Could UnReal have used a similar approach? Undoubtedly. Instead, season two will at best go down as a misfire when the history of this show is written.

Where the hell do Rachel and Quinn go from here?

UnReal
Just imagine Graham asking the above question.
Lifetime

Caroline: If there’s anything I don’t want to see UnReal reset in season three, it’s the state of Rachel and Quinn’s relationship at the end of this finale. They’ve never been as close or as destroyed as they are right now, which is an interesting situation for them to be in. UnReal now has the chance to push both characters beyond their two default settings, in which they’re either worst enemies or the "hot bitches in charge."

Quinn, in particular, ends this season as a different person than she was when she started it — something I thought might be impossible, given Quinn’s generally unfailing commitment to being Quinn, in all her diabolical glory. Though her brief love affair with Ioan Gruffudd's rich fanboy wasn’t especially inspiring, it at least shifted her character in a way that seems unlikely to disappear.

Quinn loved, and she lost.

Watching her see Darius and Ruby transcend all the cynical Everlasting twists she threw at them just by loving each other was more devastating than I would’ve expected even just an episode ago (in large part thanks to Constance Zimmer's ability to squeeze out tears through steely resolve). Quinn should be a different producer next season, which could be great, if UnReal doesn’t immediately wave away her evolution in season three.

Todd: Yes, if Zimmer is somehow nominated for an Emmy for this season, as she was for season one, then the finale would make a logical episode of her to submit for consideration. She gets to be steely and just a little bit broken in it, and I think that's a good place to have her live in when season three begins.

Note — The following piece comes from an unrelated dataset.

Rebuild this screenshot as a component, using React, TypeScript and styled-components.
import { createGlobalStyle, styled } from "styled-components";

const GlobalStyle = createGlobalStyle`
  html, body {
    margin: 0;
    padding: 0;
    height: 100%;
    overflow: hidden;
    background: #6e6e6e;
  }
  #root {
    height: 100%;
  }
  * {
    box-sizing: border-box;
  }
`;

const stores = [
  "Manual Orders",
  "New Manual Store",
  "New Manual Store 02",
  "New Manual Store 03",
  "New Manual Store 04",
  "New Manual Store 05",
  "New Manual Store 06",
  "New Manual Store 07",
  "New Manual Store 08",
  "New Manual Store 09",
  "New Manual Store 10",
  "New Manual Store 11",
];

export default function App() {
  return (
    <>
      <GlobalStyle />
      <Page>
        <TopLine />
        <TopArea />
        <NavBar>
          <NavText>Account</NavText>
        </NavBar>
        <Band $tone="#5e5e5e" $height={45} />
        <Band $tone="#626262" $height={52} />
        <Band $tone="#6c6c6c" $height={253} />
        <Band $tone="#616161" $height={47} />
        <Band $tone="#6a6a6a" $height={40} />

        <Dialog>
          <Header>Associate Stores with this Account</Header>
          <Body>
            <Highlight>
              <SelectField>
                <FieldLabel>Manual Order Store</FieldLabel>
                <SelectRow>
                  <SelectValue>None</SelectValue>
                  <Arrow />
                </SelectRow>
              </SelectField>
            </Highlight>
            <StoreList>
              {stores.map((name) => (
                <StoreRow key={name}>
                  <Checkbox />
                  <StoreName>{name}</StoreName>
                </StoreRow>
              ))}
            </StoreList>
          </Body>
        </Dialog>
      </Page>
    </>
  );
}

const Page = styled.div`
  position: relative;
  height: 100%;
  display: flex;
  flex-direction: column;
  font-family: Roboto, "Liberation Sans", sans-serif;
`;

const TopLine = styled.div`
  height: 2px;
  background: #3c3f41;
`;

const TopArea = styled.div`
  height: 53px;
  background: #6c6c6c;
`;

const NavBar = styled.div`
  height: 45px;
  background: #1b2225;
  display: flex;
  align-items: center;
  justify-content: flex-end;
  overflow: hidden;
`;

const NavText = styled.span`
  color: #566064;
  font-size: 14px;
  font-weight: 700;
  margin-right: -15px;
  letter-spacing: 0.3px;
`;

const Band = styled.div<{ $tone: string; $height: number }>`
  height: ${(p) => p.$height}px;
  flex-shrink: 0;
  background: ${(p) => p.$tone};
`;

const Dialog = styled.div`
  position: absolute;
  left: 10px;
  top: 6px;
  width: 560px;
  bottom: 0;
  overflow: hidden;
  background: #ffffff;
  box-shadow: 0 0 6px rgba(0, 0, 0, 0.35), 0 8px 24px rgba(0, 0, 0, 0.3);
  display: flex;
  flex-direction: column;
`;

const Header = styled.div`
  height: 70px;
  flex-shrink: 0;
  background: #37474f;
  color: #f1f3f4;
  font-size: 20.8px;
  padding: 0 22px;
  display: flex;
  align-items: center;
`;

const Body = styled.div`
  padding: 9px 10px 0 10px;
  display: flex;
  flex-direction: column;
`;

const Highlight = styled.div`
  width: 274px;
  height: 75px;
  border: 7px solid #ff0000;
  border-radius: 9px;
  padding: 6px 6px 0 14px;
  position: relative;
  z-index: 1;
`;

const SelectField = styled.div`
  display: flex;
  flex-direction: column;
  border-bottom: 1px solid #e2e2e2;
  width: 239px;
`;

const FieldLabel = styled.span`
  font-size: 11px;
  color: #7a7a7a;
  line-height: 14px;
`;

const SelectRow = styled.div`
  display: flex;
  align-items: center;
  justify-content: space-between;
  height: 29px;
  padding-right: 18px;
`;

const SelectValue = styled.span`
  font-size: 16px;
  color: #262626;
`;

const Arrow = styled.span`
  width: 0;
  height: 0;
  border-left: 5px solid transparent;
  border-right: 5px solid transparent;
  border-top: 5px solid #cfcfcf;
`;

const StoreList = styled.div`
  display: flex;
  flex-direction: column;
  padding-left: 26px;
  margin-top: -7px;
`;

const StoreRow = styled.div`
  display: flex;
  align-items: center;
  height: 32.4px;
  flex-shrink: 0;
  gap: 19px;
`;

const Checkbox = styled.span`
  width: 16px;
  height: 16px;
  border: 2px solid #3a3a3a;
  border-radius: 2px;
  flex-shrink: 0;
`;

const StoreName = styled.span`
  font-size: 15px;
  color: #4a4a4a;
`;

If I had a wish for UnReal season three, I guess it would be for the show to somehow figure out a way to restore some of its ambivalence about its ultimate belief that Everlasting is worth doing. Season one suggested that Everlasting was an all-consuming monster, and while season two did the same, it rarely was such a beast for Quinn or Rachel, the two characters we're most bound to.

In season one, it felt like Everlasting might swallow Rachel alive at any given moment. Season two really lost that feeling, because she had made her choice to live with it in her life.

But that decision ultimately didn’t lead to much internal conflict. And that was the season’s biggest struggle. For as much external conflict as it forced upon Quinn and Rachel, it wasn't backing up those external conflicts with the internal conflict they both struggled to get a handle on in season one.

What's good, however, is that Rachel and Quinn are both still vital characters. It would be easy enough for the show to get back on track when season three begins. But if it's going to do that, it has to recommit to a big idea: Everlasting is going to be the death of these women. And do they welcome that? Or not?

Caroline: Both Quinn and Rachel’s relationships to Everlasting have changed, but your guess is as good as mine regarding where they go from here. My gut is telling me they have to embrace that inevitability, given that they both ended this season believing they blew their only shot at happiness.

(I‘m less convinced than they are; John was charming but didn’t fully understand Quinn, and Coleman was a selfish narcissist who steamrolled Rachel on the regular, so those wouldn’t have been such happy endings, really.)

Even if season three of UnReal decides to pretend that much of season two didn’t happen, it can’t afford to ignore the shifts within its characters — and if Quinn and Rachel’s final, ambivalent looks in "Friendly Fire" are anything to go by, they have realized the very same.